Later that day, my wife and I headed out to the mall while my folks watched the kids. Date night at the food court. On the way, 91.9, Christian FM, gave an update on a recent mission trip to Peru to help build a radio station. Could it be? Yes. Tonight I finally remembered to check their website for the Arequipa Peru Mission 2007. There they were, no longer boys but men. Active men going to battle. Again, how cool!
Map from GoogleMaps
Saturday, July 7, 2007
Channel Marker 73: Sebastian, Fla
It's not even due to the joy I find being out on the intercoastal swimming or fishing. I've even considered the possibility that since it where I spent my high school years, and my parents still live there, that it is home to me. But my home is with my wife and kids in Jax. So, why do I love Sebastian? It's where my folks, my family, live.
With some in Micco, others scattered in Ft. Pierce and Vero, grandparents in Sebastian, it is a place to touch base with where I came from so I can more easily see where I want to go. Each one of them colors who I am in some way (there is no way I am even going to attempt to say who and how; I'll inevitably leave someone out). Too often I wander around with blinders, excusing it as being "focused". As I result I am frequently humbled to see character traits I long for my boys (even me) to emulate where I never thought to look. Being around family helps me see we all are made in the image of God.
Each visit helps me grow. I never see it when I am there. In fact, I probably devolve to some extent simply by finding myself in too comfortable of surroundings. But tonight, almost twenty-four hours since we returned home, I can see more clearly. I can see my path more easily, the highground and the snares that line the trail. I can see where I need to step up as a father, and as a husband. And I can see, too clearly, where I fail to pursue Him.
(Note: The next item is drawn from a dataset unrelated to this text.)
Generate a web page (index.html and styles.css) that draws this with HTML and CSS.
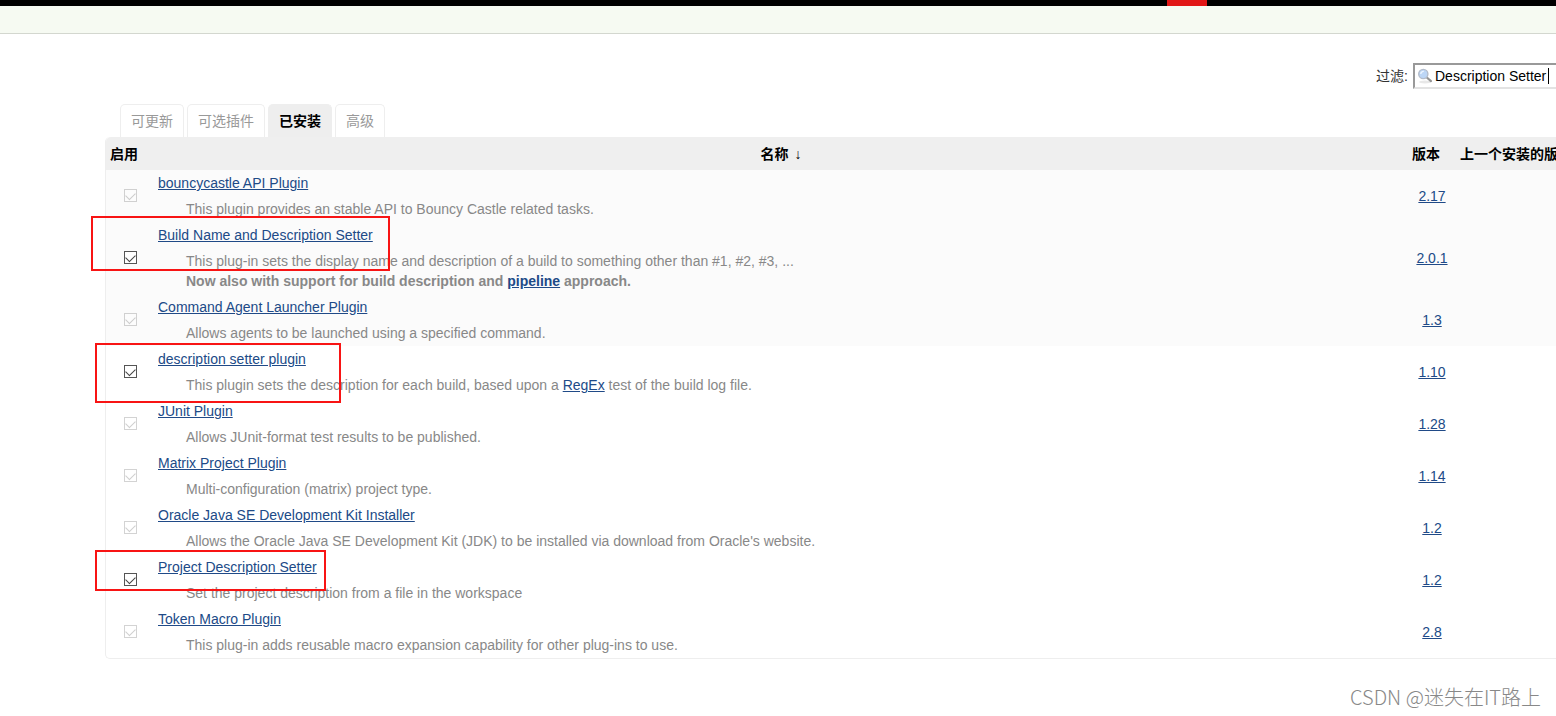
FILE: index.html
```html
<!DOCTYPE html>
<html lang="zh-CN">
<head>
<meta charset="utf-8">
<title>插件管理</title>
<link rel="stylesheet" href="styles.css">
</head>
<body>
<header class="topbar"><span class="alert"></span></header>
<div class="breadcrumb"></div>
<main class="content">
  <form class="filter">
    <label for="filter">过滤:</label>
    <span class="search">
      <svg class="search-icon" viewBox="0 0 16 16" aria-hidden="true">
        <ellipse cx="8" cy="14" rx="6" ry="1.5" fill="#e8e8e8"/>
        <path d="M9.8 9.5l4.2 3.6" stroke="#949494" stroke-width="2.2" stroke-linecap="round"/>
        <circle cx="6.3" cy="6" r="4.6" fill="#bcd6f6" stroke="#b3bccb" stroke-width="1.4"/>
        <path d="M3.8 6a2.7 2.7 0 0 1 3-2.6" fill="none" stroke="#edf5ff" stroke-width="1.4"/>
      </svg>
      <input id="filter" type="text" value="Description Setter">
      <span class="caret"></span>
    </span>
  </form>
  <nav class="tabs">
    <a class="tab" href="#updates">可更新</a>
    <a class="tab" href="#available">可选插件</a>
    <a class="tab active" href="#installed">已安装</a>
    <a class="tab" href="#advanced">高级</a>
  </nav>
  <table class="plugins">
    <colgroup><col class="col-on"><col><col class="col-version"><col class="col-previous"></colgroup>
    <thead>
      <tr><th class="left">启用</th><th>名称 <span class="arrow">↓</span></th><th class="left version-head">版本</th><th class="left">上一个安装的版本</th></tr>
    </thead>
    <tbody>
      <tr class="shaded">
        <td class="on"><input type="checkbox" aria-label="bouncycastle API Plugin" checked disabled></td>
        <td><a href="#p1">bouncycastle API Plugin</a><div class="excerpt">This plugin provides an stable API to Bouncy Castle related tasks.</div></td>
        <td class="version"><a href="#v1">2.17</a></td><td></td>
      </tr>
      <tr class="shaded">
        <td class="on"><input type="checkbox" aria-label="Build Name and Description Setter" checked></td>
        <td><a href="#p2">Build Name and Description Setter</a><div class="excerpt">This plug-in sets the display name and description of a build to something other than #1, #2, #3, ...<br><b>Now also with support for build description and <a href="#pipeline">pipeline</a> approach.</b></div></td>
        <td class="version"><a href="#v2">2.0.1</a></td><td></td>
      </tr>
      <tr class="shaded">
        <td class="on"><input type="checkbox" aria-label="Command Agent Launcher Plugin" checked disabled></td>
        <td><a href="#p3">Command Agent Launcher Plugin</a><div class="excerpt">Allows agents to be launched using a specified command.</div></td>
        <td class="version"><a href="#v3">1.3</a></td><td></td>
      </tr>
      <tr>
        <td class="on"><input type="checkbox" aria-label="description setter plugin" checked></td>
        <td><a href="#p4">description setter plugin</a><div class="excerpt">This plugin sets the description for each build, based upon a <a href="#regex">RegEx</a> test of the build log file.</div></td>
        <td class="version"><a href="#v4">1.10</a></td><td></td>
      </tr>
      <tr>
        <td class="on"><input type="checkbox" aria-label="JUnit Plugin" checked disabled></td>
        <td><a href="#p5">JUnit Plugin</a><div class="excerpt">Allows JUnit-format test results to be published.</div></td>
        <td class="version"><a href="#v5">1.28</a></td><td></td>
      </tr>
      <tr>
        <td class="on"><input type="checkbox" aria-label="Matrix Project Plugin" checked disabled></td>
        <td><a href="#p6">Matrix Project Plugin</a><div class="excerpt">Multi-configuration (matrix) project type.</div></td>
        <td class="version"><a href="#v6">1.14</a></td><td></td>
      </tr>
      <tr>
        <td class="on"><input type="checkbox" aria-label="Oracle Java SE Development Kit Installer" checked disabled></td>
        <td><a href="#p7">Oracle Java SE Development Kit Installer</a><div class="excerpt">Allows the Oracle Java SE Development Kit (JDK) to be installed via download from Oracle's website.</div></td>
        <td class="version"><a href="#v7">1.2</a></td><td></td>
      </tr>
      <tr>
        <td class="on"><input type="checkbox" aria-label="Project Description Setter" checked></td>
        <td><a href="#p8">Project Description Setter</a><div class="excerpt">Set the project description from a file in the workspace</div></td>
        <td class="version"><a href="#v8">1.2</a></td><td></td>
      </tr>
      <tr>
        <td class="on"><input type="checkbox" aria-label="Token Macro Plugin" checked disabled></td>
        <td><a href="#p9">Token Macro Plugin</a><div class="excerpt">This plug-in adds reusable macro expansion capability for other plug-ins to use.</div></td>
        <td class="version"><a href="#v9">2.8</a></td><td></td>
      </tr>
    </tbody>
  </table>
</main>
<div class="mark mark-build"></div>
<div class="mark mark-description"></div>
<div class="mark mark-project"></div>
<div class="watermark">CSDN @迷失在IT路上</div>
</body>
</html>
```
FILE: styles.css
```css
* { box-sizing: border-box; }
body {
  position: relative;
  min-height: 100vh;
  margin: 0;
  overflow: hidden;
  background: #fff;
  color: #333;
  font: 14px/20px "Liberation Sans", "Noto Sans CJK SC", sans-serif;
}
a { color: #204a87; text-decoration: underline; text-underline-offset: 1px; }
.topbar { display: flex; justify-content: flex-end; height: 6px; padding-right: 349px; background: #000; }
.alert { width: 40px; background: #e11616; }
.breadcrumb { height: 28px; background: #f6faf2; border-bottom: 1px solid #d3d7cf; }
.content { padding: 29px 0 0 105px; }

.filter { display: flex; justify-content: flex-end; align-items: center; gap: 5px; }
.search { position: relative; width: 143px; height: 26px; }
.search input {
  width: 100%;
  height: 100%;
  padding: 0 0 0 20px;
  border: 2px solid #e3e3e3;
  border-top-color: #999;
  border-left-color: #999;
  border-right: 0;
  border-radius: 0;
  outline: none;
  color: #000;
  font: inherit;
}
.search-icon { position: absolute; left: 4px; top: 5px; width: 16px; height: 16px; }
.caret { position: absolute; right: 7px; top: 5px; width: 1px; height: 16px; background: #000; }

.tabs { display: flex; gap: 3px; padding: 15px 0 0 15px; }
.tab {
  height: 33px;
  padding: 6px 10px;
  border: 1px solid #eee;
  border-bottom: 0;
  border-radius: 5px 5px 0 0;
  color: #999;
  text-decoration: none;
}
.tab.active { background: #eee; color: #000; font-weight: bold; }

.plugins {
  width: 100%;
  table-layout: fixed;
  border: 1px solid #eee;
  border-width: 0 0 1px 1px;
  border-radius: 5px 0 0 5px;
  border-collapse: separate;
  border-spacing: 0;
}
.col-on { width: 48px; }
.col-version { width: 48px; }
.col-previous { width: 100px; }
th { height: 33px; padding: 0 4px; background: #efefef; color: #000; white-space: nowrap; }
th:first-child { border-radius: 5px 0 0 0; }
.left { text-align: left; }
.version-head { padding: 0 4px; }
.arrow { margin-left: 2px; font-family: "Liberation Sans", sans-serif; font-weight: normal; }
td { padding: 3px 4px; }
.shaded { background: #fbfbfb; }
.excerpt { padding: 6px 0 0 28px; color: #888; }
.excerpt b { color: #888; }
.version { padding: 3px 0; text-align: center; }
.on { padding-bottom: 5px; }
.on input {
  appearance: none;
  display: flex;
  justify-content: center;
  width: 13px;
  height: 13px;
  margin: 0 0 0 14px;
  border: 1px solid #555;
  background: #fff;
}
.on input::after {
  content: "";
  width: 8px;
  height: 5px;
  margin-top: 2px;
  border: solid #444;
  border-width: 0 0 1px 1px;
  transform: rotate(-45deg);
}
.on input:disabled { opacity: .25; }

.mark { position: absolute; border: 2px solid #f81414; }
.mark-build { left: 91px; top: 216px; width: 299px; height: 55px; }
.mark-description { left: 95px; top: 343px; width: 246px; height: 60px; }
.mark-project { left: 95px; top: 550px; width: 231px; height: 41px; }
.watermark {
  position: absolute;
  right: 15px;
  bottom: 4px;
  color: #888;
  font: 300 20px/30px "Noto Sans CJK SC", sans-serif;
}
```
Going back to the place where you grew up, where you spent those teen years that molded you, tested you, going back can shed light on old sins that still plague us.
You know I ran across an old box of letters
While I was bagging up some clothes for Goodwill
But you know I had to laugh at the same old struggles
That plagued me then are plaguing me still
I know the road is long from the ground to glory
But a boy can hope he's getting some place
But you see, I'm running from the very clothes I'm wearing
And dressed like this I'm fit for the chase
'Cause no, there is none righteous
Not one who understands
There is none who seek God
No not one, I said no not one
So I am thankful that I'm incapable
Of doing any good on my own
'Cause we're all stillborn and dead in our transgressions
We're shackled up to the sin we hold so dear
So what part can I play in the work of redemption
I can't refuse, I cannot add a thing
That is from Thankful by Caedmon's Call (an incredible song by a band that has captured my thoughts perfectly in song multiple times). Again, why do I love Sebastian? It makes me better.